I've wanted to write this for a long time. I've wanted to not write this for just as long. It was difficult to get out, but I believe there's great good to be learned from it. My next post will be much lighter- promise.
"My son is going to be a lawyer, " she told me proudly. "The first time I saw him after he was born, I saw how beautiful and smart he was, and I knew then that he was going to do great things! I tell him that everyday, that he's going to be somebody." She smiled a smile that was missing a few teeth and her eyes had a too-bright look, but there was no diminishing the pride she had in her youngest son, Johnny Joe. She was his only parent and loved to indulge him in whatever she could get him.
As a brand new teacher, I enjoyed getting to know not just my students, but their families as well. Johnny Joe was tall and filled out for his age, especially in comparison to his peers. He looked tough and most of the other boys gave him a wide berth.
I knew deep down he was his mama's boy. He wrote artful, well thought poetry about her and about the beauty he saw around him that he showed only to me. When she disappeared from his life, he was devastated. By the time he was in 8th grade, he'd become a full fledged fighter, landing in ISS often for throwing his fists around as much as he used to throw adjectives in my class. He still had a soft spot in his heart, though, for me and other women teachers, no doubt vainly looking for a replacement for his mama. He'd stop by to say hello every now and then and to update me on his life.
I lost track of Johnny Joe after high school until I saw his picture in the paper. Now 20, he was accused of entering a convenience store, pulling a pocket knife on the store clerk, also 20 and a college student named Clay, and demanding all the money. Clay gave Johnny Joe all there was in the register, $25.65. Johnny Joe stabbed Clay ten times and in a coup de grace, slit Clay's throat and ran. All was captured on video tape from the surveillance camera. The images show Clay still alive and struggling to call 911 when Johnny Joe fled. He bled out before help arrived.
Filled with remorse, Johnny Joe himself called police from a nearby motel to turn himself in almost immediately afterwards. Prior to calling police, he made another phone call; to 911 to request help for Clay.
Johnny Joe was arrested and made a full confession.

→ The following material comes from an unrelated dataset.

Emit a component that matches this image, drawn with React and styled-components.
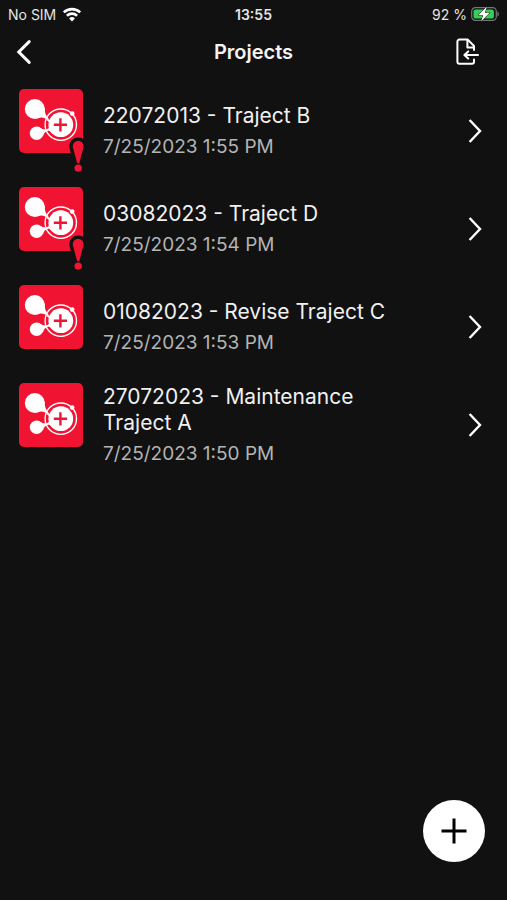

The video tape provided stark support to Johnny Joe's admission. The news carried interviews with Clay's parents, utterly shattered at the murder of their only child. A poignant moment with his mom included her telling the news reporter, "I'm so sad for us, because our family line ends here. We will never have the joy of knowing Clay as a full grown man. We'll never attend his wedding, never enjoy his children...," her voice trailed off. "But I'm so sad for the world, because I truly believe Clay would have made a difference in people's lives, had he lived." Clay's former teachers and pastor all told of what an upstanding young man he was and how deeply focused he was in his Christian faith.

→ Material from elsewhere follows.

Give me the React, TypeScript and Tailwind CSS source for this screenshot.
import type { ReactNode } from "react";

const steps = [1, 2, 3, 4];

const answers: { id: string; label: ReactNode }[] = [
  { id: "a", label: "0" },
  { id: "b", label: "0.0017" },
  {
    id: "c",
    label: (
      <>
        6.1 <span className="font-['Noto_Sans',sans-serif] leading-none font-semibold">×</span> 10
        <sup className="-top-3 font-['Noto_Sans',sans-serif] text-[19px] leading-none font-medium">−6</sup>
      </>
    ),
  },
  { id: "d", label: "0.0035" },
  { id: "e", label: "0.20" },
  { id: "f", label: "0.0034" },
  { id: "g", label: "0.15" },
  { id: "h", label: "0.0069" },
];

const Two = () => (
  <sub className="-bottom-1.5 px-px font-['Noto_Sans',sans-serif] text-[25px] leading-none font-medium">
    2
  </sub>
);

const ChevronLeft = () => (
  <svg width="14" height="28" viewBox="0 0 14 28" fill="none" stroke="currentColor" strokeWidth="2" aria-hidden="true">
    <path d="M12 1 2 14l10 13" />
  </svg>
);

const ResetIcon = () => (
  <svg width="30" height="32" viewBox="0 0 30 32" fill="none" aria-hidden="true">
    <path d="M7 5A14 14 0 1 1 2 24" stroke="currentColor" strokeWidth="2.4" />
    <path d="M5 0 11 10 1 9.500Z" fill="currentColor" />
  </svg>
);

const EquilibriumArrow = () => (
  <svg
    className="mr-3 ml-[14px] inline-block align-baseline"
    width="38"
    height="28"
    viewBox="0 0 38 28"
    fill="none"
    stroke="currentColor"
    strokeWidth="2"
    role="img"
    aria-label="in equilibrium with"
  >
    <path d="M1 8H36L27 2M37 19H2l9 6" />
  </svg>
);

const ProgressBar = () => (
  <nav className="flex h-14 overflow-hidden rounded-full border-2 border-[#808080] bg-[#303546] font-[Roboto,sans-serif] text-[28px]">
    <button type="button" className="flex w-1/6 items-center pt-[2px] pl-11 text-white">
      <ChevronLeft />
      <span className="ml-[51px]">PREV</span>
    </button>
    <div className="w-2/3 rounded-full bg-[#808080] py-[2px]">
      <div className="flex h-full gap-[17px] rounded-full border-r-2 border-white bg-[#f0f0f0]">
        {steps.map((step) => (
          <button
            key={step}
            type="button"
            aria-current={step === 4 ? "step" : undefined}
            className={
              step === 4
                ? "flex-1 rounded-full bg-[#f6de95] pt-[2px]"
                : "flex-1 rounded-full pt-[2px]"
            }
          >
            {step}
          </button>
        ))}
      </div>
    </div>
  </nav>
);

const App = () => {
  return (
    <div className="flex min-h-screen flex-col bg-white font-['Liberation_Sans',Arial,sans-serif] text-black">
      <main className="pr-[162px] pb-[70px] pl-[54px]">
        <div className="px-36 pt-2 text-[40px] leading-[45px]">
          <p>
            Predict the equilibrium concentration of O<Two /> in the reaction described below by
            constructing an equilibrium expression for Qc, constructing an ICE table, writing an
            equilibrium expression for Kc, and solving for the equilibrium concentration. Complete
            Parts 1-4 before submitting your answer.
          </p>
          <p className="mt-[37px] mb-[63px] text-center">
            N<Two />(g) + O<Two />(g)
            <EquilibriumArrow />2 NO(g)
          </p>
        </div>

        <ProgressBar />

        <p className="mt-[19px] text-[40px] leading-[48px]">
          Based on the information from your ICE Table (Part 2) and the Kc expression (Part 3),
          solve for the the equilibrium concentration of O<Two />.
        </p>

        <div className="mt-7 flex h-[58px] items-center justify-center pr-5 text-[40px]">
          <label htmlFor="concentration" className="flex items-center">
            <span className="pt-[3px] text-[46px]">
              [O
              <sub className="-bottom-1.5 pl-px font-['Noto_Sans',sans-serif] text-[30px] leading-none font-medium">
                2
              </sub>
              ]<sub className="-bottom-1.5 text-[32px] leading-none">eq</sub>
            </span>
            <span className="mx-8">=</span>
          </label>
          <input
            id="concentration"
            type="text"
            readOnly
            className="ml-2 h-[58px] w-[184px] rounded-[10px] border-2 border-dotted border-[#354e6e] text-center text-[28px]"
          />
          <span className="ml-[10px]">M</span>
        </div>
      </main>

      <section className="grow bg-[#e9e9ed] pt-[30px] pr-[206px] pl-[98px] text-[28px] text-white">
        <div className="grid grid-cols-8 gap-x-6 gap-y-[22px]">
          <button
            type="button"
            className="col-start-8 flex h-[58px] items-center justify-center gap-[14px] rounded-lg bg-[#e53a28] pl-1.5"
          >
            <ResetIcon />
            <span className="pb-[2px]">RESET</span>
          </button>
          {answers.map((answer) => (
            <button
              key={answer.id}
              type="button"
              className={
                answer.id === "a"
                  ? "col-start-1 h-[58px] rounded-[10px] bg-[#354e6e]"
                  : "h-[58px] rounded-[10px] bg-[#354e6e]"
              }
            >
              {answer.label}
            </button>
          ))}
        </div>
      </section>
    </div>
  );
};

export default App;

Johnny Joe's trial ended with his guilty verdict and the sentence of death by lethal injection. In his appeals, he only fought against his death sentence. The case wound its way through the courts and his death sentence was upheld and an execution date set.
Three weeks before his scheduled execution, Clay's mother took the unprecedented step of requesting to meet with Johnny Joe. They spoke for four hours and Johnny Joe apologized profusely and asked forgiveness. In an amazing act, Clay's mother not only gave it, she also petitioned the parole board and governor for a commutation of Johnny Joe's sentence to life in prison. The mother who lost her son and the son who lost his mother found heartbroken peace with each other.
In a 9-8 vote, the commutation was denied and Johnny Joe was moved to the death chambers. Because of death row rules, the only human touch the condemned can have at this point is with the guards. Clay's mother was the last non-prison person to physically touch Johnny Joe when she stroked his hand at the end of their meeting.
On the morning of his death, Johnny Joe told his lawyer he found peace in Jesus although he was nervous. When they came to escort him to the gurney, Johnny Joe told them he wouldn't fight them, but he also wouldn't walk. They'd have to carry him, so they did.
His last words included a plea to the news media to be sensitive with his mother, who'd reappeared out of the shadows in the publicity of the case.
It took him longer to give his final statement than it did for him to die.
I grieved at Clay's gut wrenching murder. I cried almost the whole day Johnny Joe died, thinking of the boy with the poetic soul who chose to take such violent, irrevocable actions. My students every year hear of their stories.
Both families have sought peace in the wake of the horrible. Clay's parents started a foundation to help countless others in his name. The nephew who bears Johnny Joe's name does well in school and in life. His mom has found a better way and lives to bring good, as she can, now.
And stark lansdscapes laid bare by winter bring forth flowers again in the spring.